HanClinto 5 months ago

I'm regularly amazed that HuggingFace is able to make money. It does so much good for the world.

How solid is its business model? Is it long-term viable? Will they ever "sell out"?

microsoftedging 5 months ago

FT had a solid piece a few weeks back: "Why AI start-up Hugging Face turned down a $500mn Nvidia deal"
https://giftarticle.ft.com/giftarticle/actions/redeem/9b4eca...
- jackbravo 5 months ago
  
  sounds very interesting, but even though it says giftarticle.ft, I got blocked by a paywall.
  - nerevarthelame 5 months ago
    
    https://archive.is/zSyUc
    To summarize, they rejected Nvidia's offer because they didn't want one outsized investor who could sway decisions. And "the company was also able to turn down Nvidia due to its stable finances. Hugging Face operates a 'freemium' business model. Three per cent of customers, usually large corporations, pay for additional features such as more storage space and the ability to set up private repositories."
    
    bee_rider 5 months ago
    
    Freemium seems to be working pretty well for them—what’s the alternative website, after all. They seem to command their niche.
  - culi 5 months ago
    
    find the Bypass Paywalls Clean extension. Never worry about a paywall again
dmezzetti 5 months ago

They have paid hosting - https://huggingface.co/enterprise and paid accounts. Also consulting services. Seems like a pretty good foundation to me.
- julien_c 5 months ago
  
  and a lot of traction on paid (private in particular) storage these days; sneak peek at new landing page: https://huggingface.co/storage
bityard 5 months ago

Their business model is essentially the same as GitHub. Host lots of stuff for free and build a community around it, sell the upscaled/private version to businesses. They are already profitable.
- HanClinto 5 months ago
  
  This is what Sourceforge did too, and they still had the DevShare adware thing didn't they?
  GitHub is great -- huge fan. To some degree they "sold out" to Microsoft and things could have gone more south, but thankfully Microsoft has ruled them with a very kind hand, and overall I'm extremely happy with the way they've handled it.
  I guess I always retain a bit of skepticism with such things, and the long-term viability and goodness of such things never feels totally sure.
heliumtera 5 months ago

>Will they ever "sell out"?
Oh no, never. Don't worry, the usual investors are very well known for fighting for user autonomy (AMD, Nvidia, Intel,IBM, Qualcomm)
They are all very pro consumers and all backers are certainly here for your enjoyment only
- zozbot234 5 months ago
  
  These are all big hardware firms, which makes a lot of sense as a classic 'commoditize the complement' play. Not exactly pro-consumer, but not quite anti-consumer either!
  - smallerize 5 months ago
    
    heliumtera is being sarcastic.
I_am_tiberius 5 months ago

I once tried hugging face because I wanted I worked through some tutorial. They wanted my credit card details during the registration as far as I remember. After a month they invoiced me some amount of money and I had no idea what it was. To be honest, I don't understand what exactly they do and what services I was paying for, but I cancelled my account and never touched it again. For me that was a totally intransparent process.
- shafyy 5 months ago
  
  Their pricing seems pretty transparent: https://huggingface.co/pricing
- in-silico 5 months ago
  
  Sounds like a personal skill issue

car 5 months ago

So great to see my two favorite Open Source AI projects/companies joining forces.

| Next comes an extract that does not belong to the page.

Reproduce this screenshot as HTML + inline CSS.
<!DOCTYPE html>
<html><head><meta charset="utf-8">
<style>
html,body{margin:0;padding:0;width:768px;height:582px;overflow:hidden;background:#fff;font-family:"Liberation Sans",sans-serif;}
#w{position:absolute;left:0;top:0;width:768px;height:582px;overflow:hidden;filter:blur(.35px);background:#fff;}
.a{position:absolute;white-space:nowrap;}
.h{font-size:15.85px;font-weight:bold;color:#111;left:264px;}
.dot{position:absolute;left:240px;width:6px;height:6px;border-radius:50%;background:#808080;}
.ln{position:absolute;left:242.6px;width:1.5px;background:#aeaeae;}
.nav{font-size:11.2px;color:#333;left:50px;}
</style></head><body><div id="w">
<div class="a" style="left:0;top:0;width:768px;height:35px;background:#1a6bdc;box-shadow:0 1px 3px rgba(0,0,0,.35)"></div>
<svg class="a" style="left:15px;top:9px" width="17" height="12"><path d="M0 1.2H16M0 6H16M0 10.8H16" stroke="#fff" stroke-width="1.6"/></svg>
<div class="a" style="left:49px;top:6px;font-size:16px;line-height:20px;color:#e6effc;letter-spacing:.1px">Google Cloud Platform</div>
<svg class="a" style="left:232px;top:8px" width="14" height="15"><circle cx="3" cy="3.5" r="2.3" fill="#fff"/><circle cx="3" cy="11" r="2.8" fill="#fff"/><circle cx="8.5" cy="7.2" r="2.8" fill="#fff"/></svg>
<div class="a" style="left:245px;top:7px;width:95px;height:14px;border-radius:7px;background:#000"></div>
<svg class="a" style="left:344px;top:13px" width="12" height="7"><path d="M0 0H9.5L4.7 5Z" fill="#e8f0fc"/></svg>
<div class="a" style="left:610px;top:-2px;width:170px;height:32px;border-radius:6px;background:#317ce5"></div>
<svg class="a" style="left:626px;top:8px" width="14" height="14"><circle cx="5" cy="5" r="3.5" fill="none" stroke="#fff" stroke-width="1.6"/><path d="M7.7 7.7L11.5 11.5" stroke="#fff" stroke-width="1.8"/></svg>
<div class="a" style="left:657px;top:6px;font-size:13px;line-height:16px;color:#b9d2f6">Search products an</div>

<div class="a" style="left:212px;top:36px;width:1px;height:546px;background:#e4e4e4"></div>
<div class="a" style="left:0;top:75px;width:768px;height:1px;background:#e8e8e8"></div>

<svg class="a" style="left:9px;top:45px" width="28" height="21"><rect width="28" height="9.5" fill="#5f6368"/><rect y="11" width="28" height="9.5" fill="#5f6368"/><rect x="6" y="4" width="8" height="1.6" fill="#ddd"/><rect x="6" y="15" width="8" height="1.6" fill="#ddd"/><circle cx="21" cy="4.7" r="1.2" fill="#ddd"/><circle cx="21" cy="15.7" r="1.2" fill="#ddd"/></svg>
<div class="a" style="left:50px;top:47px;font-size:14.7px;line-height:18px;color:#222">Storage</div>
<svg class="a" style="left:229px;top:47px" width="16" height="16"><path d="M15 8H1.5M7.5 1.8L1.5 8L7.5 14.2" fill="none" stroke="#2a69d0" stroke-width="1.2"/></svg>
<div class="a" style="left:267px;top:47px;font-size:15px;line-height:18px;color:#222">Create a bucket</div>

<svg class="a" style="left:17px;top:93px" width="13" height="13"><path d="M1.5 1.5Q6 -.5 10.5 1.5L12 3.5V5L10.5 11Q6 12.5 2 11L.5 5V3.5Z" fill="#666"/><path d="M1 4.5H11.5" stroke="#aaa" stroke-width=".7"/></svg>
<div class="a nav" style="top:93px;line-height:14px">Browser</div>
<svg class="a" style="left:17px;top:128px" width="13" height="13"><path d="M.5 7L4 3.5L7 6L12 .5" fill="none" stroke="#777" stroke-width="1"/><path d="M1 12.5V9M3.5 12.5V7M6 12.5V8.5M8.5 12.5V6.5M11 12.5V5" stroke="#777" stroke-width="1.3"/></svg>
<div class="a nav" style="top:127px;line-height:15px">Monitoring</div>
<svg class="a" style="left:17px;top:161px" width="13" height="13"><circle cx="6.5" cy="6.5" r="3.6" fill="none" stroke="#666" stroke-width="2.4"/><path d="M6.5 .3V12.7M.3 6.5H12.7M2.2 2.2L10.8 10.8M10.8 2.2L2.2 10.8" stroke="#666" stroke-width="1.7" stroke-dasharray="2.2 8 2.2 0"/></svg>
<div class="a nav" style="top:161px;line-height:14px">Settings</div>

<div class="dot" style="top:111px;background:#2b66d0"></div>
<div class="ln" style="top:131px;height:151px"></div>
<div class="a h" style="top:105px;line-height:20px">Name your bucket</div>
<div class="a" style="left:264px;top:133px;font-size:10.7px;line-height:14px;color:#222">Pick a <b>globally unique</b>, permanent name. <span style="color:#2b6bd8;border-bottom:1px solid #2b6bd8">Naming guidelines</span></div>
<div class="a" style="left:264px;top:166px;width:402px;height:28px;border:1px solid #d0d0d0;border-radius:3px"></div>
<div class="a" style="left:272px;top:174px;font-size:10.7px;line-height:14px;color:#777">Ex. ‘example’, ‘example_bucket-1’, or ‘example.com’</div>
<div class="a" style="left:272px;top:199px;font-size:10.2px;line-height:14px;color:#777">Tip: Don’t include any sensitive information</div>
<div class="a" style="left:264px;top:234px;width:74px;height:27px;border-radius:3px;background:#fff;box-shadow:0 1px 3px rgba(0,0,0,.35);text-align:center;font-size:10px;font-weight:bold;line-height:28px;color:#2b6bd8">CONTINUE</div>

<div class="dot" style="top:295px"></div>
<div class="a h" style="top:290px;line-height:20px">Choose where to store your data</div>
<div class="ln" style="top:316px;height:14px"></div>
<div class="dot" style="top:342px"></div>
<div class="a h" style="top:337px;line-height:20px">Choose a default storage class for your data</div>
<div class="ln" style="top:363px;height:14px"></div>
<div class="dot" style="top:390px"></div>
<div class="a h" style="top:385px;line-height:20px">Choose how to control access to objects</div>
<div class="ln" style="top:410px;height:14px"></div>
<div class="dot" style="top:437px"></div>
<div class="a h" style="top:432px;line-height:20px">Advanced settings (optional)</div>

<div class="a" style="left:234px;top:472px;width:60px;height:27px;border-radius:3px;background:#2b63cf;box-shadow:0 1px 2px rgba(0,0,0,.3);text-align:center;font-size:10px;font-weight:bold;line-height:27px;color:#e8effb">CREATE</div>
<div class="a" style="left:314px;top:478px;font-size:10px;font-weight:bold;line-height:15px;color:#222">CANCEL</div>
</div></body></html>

Since I don't see it mentioned here, LlamaBarn is an awesome little—but mighty—MacOS menubar program, making access to llama.cpp's great web UI and downloading of tastefully curated models easy as pie. It automatically determines the available model- and context-sizes based on available RAM.

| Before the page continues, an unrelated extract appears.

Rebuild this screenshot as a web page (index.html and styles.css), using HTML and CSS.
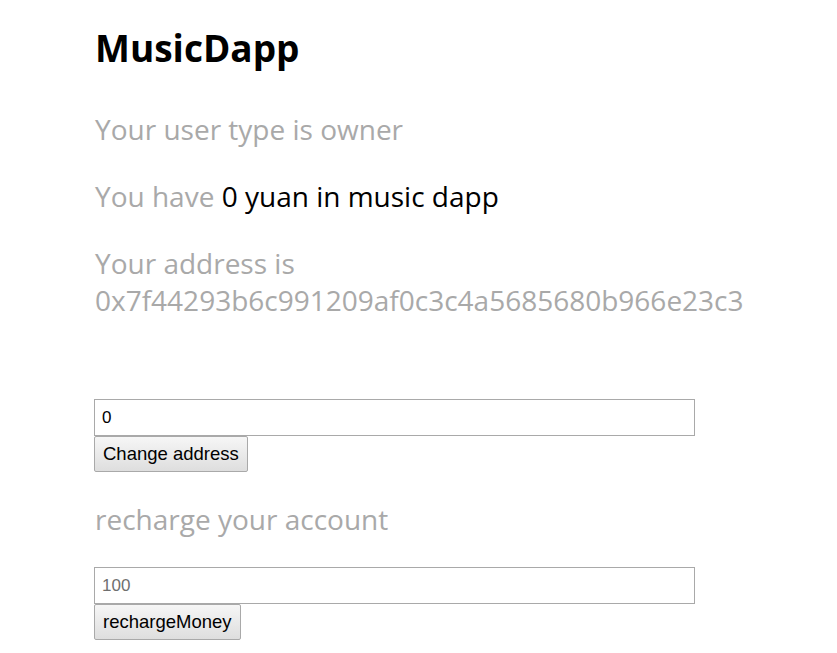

https://github.com/ggml-org/LlamaBarn

Downloaded models live in:

  ~/.llamabarn

Apart from running on localhost, the server address and port can be set via CLI:

  # bind to all interfaces (0.0.0.0)
  defaults write app.llamabarn.LlamaBarn exposeToNetwork -bool YES

  # or bind to a specific IP (e.g., for Tailscale)
  defaults write app.llamabarn.LlamaBarn exposeToNetwork -string "100.x.x.x"

  # disable (default)
  defaults delete app.llamabarn.LlamaBarn exposeToNetwork

noisy_boy 5 months ago

Github is showing me unicorn - is there an Linux equivalent? I have a old Thinkpad with a puny Nvidia GPU, can I hope to find anything useful to run on that?
- car 5 months ago
  
  Building Llama.cpp from source with CUDA enabled should get you pretty far. llama-server has a really good web UI, the latest version supports model switching.
  As for models, plenty of GGUF quantized (down to 2-bit) available on HF and modelscope.

0xbadcafebee 5 months ago

> The community will continue to operate fully autonomously and make technical and architectural decisions as usual. Hugging Face is providing the project with long-term sustainable resources, improving the chances of the project to grow and thrive. The project will continue to be 100% open-source and community driven as it is now.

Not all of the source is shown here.